Set down the full listing exactly as given. Any pictures are to be left out.

= = =

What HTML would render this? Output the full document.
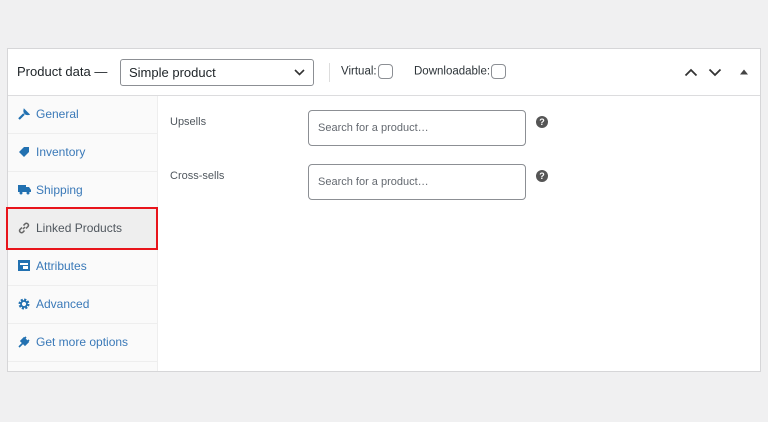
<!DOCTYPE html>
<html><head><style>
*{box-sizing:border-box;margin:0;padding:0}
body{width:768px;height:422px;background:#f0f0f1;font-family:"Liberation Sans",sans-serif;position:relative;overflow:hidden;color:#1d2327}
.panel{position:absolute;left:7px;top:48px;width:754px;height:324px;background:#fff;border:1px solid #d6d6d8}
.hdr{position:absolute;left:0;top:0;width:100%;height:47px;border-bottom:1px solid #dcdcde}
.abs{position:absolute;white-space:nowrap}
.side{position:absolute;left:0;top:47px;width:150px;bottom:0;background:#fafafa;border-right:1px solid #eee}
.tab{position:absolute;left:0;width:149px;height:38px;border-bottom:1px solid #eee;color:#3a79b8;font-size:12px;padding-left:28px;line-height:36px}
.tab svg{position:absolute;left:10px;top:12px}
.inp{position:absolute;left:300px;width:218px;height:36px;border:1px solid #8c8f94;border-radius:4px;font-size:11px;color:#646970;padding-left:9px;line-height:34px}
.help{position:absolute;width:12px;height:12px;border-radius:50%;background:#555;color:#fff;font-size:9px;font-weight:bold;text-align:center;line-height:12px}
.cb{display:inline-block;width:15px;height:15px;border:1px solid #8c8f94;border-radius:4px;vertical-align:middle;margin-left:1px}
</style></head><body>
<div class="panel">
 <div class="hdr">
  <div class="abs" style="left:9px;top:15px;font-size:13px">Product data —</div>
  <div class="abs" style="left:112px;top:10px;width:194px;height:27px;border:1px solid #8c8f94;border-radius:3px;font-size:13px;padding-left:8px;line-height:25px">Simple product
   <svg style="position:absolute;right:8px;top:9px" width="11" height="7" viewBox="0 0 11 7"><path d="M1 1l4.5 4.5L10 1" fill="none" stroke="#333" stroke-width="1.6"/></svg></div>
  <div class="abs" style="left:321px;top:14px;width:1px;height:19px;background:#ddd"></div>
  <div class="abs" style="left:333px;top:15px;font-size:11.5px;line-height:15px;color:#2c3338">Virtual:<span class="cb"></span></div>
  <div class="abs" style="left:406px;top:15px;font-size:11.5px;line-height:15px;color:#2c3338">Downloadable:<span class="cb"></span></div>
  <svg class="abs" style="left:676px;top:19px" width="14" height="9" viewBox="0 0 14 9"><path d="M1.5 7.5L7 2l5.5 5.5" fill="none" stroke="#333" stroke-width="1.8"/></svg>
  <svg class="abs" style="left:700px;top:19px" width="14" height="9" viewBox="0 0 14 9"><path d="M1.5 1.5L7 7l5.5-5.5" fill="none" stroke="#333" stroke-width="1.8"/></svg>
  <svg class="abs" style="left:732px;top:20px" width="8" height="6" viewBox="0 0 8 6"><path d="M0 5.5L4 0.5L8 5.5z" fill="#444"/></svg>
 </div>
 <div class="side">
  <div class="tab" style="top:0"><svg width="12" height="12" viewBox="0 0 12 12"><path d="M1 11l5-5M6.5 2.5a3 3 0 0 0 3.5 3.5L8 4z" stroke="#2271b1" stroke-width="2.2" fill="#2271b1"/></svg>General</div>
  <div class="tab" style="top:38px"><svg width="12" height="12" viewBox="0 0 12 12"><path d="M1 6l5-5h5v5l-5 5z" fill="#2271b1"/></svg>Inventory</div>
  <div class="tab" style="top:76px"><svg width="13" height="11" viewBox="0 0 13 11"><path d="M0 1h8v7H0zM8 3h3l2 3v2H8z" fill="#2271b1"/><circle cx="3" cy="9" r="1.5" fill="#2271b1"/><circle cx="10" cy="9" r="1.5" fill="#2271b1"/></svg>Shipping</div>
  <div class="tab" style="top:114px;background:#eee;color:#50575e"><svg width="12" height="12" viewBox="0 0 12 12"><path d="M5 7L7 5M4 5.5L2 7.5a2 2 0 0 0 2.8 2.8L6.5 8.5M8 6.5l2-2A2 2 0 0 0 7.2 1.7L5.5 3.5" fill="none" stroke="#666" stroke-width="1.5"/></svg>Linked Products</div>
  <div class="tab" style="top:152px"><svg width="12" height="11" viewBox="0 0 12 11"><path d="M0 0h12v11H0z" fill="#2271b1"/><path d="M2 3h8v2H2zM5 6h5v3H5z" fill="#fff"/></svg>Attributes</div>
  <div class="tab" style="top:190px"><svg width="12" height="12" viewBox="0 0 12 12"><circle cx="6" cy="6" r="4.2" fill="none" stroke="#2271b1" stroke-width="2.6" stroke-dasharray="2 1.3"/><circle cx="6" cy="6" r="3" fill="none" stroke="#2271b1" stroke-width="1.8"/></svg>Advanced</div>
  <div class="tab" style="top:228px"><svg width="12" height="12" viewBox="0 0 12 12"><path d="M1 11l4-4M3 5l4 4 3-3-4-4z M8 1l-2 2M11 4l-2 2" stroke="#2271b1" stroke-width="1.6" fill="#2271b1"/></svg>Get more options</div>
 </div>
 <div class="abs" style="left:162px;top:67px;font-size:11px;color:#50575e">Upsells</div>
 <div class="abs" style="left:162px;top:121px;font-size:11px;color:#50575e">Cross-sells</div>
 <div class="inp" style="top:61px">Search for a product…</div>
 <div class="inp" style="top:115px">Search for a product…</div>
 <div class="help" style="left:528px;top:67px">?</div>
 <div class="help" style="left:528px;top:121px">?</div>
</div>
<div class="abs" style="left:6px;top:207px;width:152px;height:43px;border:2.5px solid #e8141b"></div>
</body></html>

= = =

*Output for this task:*
What HTML would render this? Output the full document.
<!DOCTYPE html>
<html><head><style>
*{box-sizing:border-box;margin:0;padding:0}
body{width:768px;height:422px;background:#f0f0f1;font-family:"Liberation Sans",sans-serif;position:relative;overflow:hidden;color:#1d2327}
.panel{position:absolute;left:7px;top:48px;width:754px;height:324px;background:#fff;border:1px solid #d6d6d8}
.hdr{position:absolute;left:0;top:0;width:100%;height:47px;border-bottom:1px solid #dcdcde}
.abs{position:absolute;white-space:nowrap}
.side{position:absolute;left:0;top:47px;width:150px;bottom:0;background:#fafafa;border-right:1px solid #eee}
.tab{position:absolute;left:0;width:149px;height:38px;border-bottom:1px solid #eee;color:#3a79b8;font-size:12px;padding-left:28px;line-height:36px}
.tab svg{position:absolute;left:10px;top:12px}
.inp{position:absolute;left:300px;width:218px;height:36px;border:1px solid #8c8f94;border-radius:4px;font-size:11px;color:#646970;padding-left:9px;line-height:34px}
.help{position:absolute;width:12px;height:12px;border-radius:50%;background:#555;color:#fff;font-size:9px;font-weight:bold;text-align:center;line-height:12px}
.cb{display:inline-block;width:15px;height:15px;border:1px solid #8c8f94;border-radius:4px;vertical-align:middle;margin-left:1px}
</style></head><body>
<div class="panel">
 <div class="hdr">
  <div class="abs" style="left:9px;top:15px;font-size:13px">Product data —</div>
  <div class="abs" style="left:112px;top:10px;width:194px;height:27px;border:1px solid #8c8f94;border-radius:3px;font-size:13px;padding-left:8px;line-height:25px">Simple product
   <svg style="position:absolute;right:8px;top:9px" width="11" height="7" viewBox="0 0 11 7"><path d="M1 1l4.5 4.5L10 1" fill="none" stroke="#333" stroke-width="1.6"/></svg></div>
  <div class="abs" style="left:321px;top:14px;width:1px;height:19px;background:#ddd"></div>
  <div class="abs" style="left:333px;top:15px;font-size:11.5px;line-height:15px;color:#2c3338">Virtual:<span class="cb"></span></div>
  <div class="abs" style="left:406px;top:15px;font-size:11.5px;line-height:15px;color:#2c3338">Downloadable:<span class="cb"></span></div>
  <svg class="abs" style="left:676px;top:19px" width="14" height="9" viewBox="0 0 14 9"><path d="M1.5 7.5L7 2l5.5 5.5" fill="none" stroke="#333" stroke-width="1.8"/></svg>
  <svg class="abs" style="left:700px;top:19px" width="14" height="9" viewBox="0 0 14 9"><path d="M1.5 1.5L7 7l5.5-5.5" fill="none" stroke="#333" stroke-width="1.8"/></svg>
  <svg class="abs" style="left:732px;top:20px" width="8" height="6" viewBox="0 0 8 6"><path d="M0 5.5L4 0.5L8 5.5z" fill="#444"/></svg>
 </div>
 <div class="side">
  <div class="tab" style="top:0"><svg width="12" height="12" viewBox="0 0 12 12"><path d="M1 11l5-5M6.5 2.5a3 3 0 0 0 3.5 3.5L8 4z" stroke="#2271b1" stroke-width="2.2" fill="#2271b1"/></svg>General</div>
  <div class="tab" style="top:38px"><svg width="12" height="12" viewBox="0 0 12 12"><path d="M1 6l5-5h5v5l-5 5z" fill="#2271b1"/></svg>Inventory</div>
  <div class="tab" style="top:76px"><svg width="13" height="11" viewBox="0 0 13 11"><path d="M0 1h8v7H0zM8 3h3l2 3v2H8z" fill="#2271b1"/><circle cx="3" cy="9" r="1.5" fill="#2271b1"/><circle cx="10" cy="9" r="1.5" fill="#2271b1"/></svg>Shipping</div>
  <div class="tab" style="top:114px;background:#eee;color:#50575e"><svg width="12" height="12" viewBox="0 0 12 12"><path d="M5 7L7 5M4 5.5L2 7.5a2 2 0 0 0 2.8 2.8L6.5 8.5M8 6.5l2-2A2 2 0 0 0 7.2 1.7L5.5 3.5" fill="none" stroke="#666" stroke-width="1.5"/></svg>Linked Products</div>
  <div class="tab" style="top:152px"><svg width="12" height="11" viewBox="0 0 12 11"><path d="M0 0h12v11H0z" fill="#2271b1"/><path d="M2 3h8v2H2zM5 6h5v3H5z" fill="#fff"/></svg>Attributes</div>
  <div class="tab" style="top:190px"><svg width="12" height="12" viewBox="0 0 12 12"><circle cx="6" cy="6" r="4.2" fill="none" stroke="#2271b1" stroke-width="2.6" stroke-dasharray="2 1.3"/><circle cx="6" cy="6" r="3" fill="none" stroke="#2271b1" stroke-width="1.8"/></svg>Advanced</div>
  <div class="tab" style="top:228px"><svg width="12" height="12" viewBox="0 0 12 12"><path d="M1 11l4-4M3 5l4 4 3-3-4-4z M8 1l-2 2M11 4l-2 2" stroke="#2271b1" stroke-width="1.6" fill="#2271b1"/></svg>Get more options</div>
 </div>
 <div class="abs" style="left:162px;top:67px;font-size:11px;color:#50575e">Upsells</div>
 <div class="abs" style="left:162px;top:121px;font-size:11px;color:#50575e">Cross-sells</div>
 <div class="inp" style="top:61px">Search for a product…</div>
 <div class="inp" style="top:115px">Search for a product…</div>
 <div class="help" style="left:528px;top:67px">?</div>
 <div class="help" style="left:528px;top:121px">?</div>
</div>
<div class="abs" style="left:6px;top:207px;width:152px;height:43px;border:2.5px solid #e8141b"></div>
</body></html>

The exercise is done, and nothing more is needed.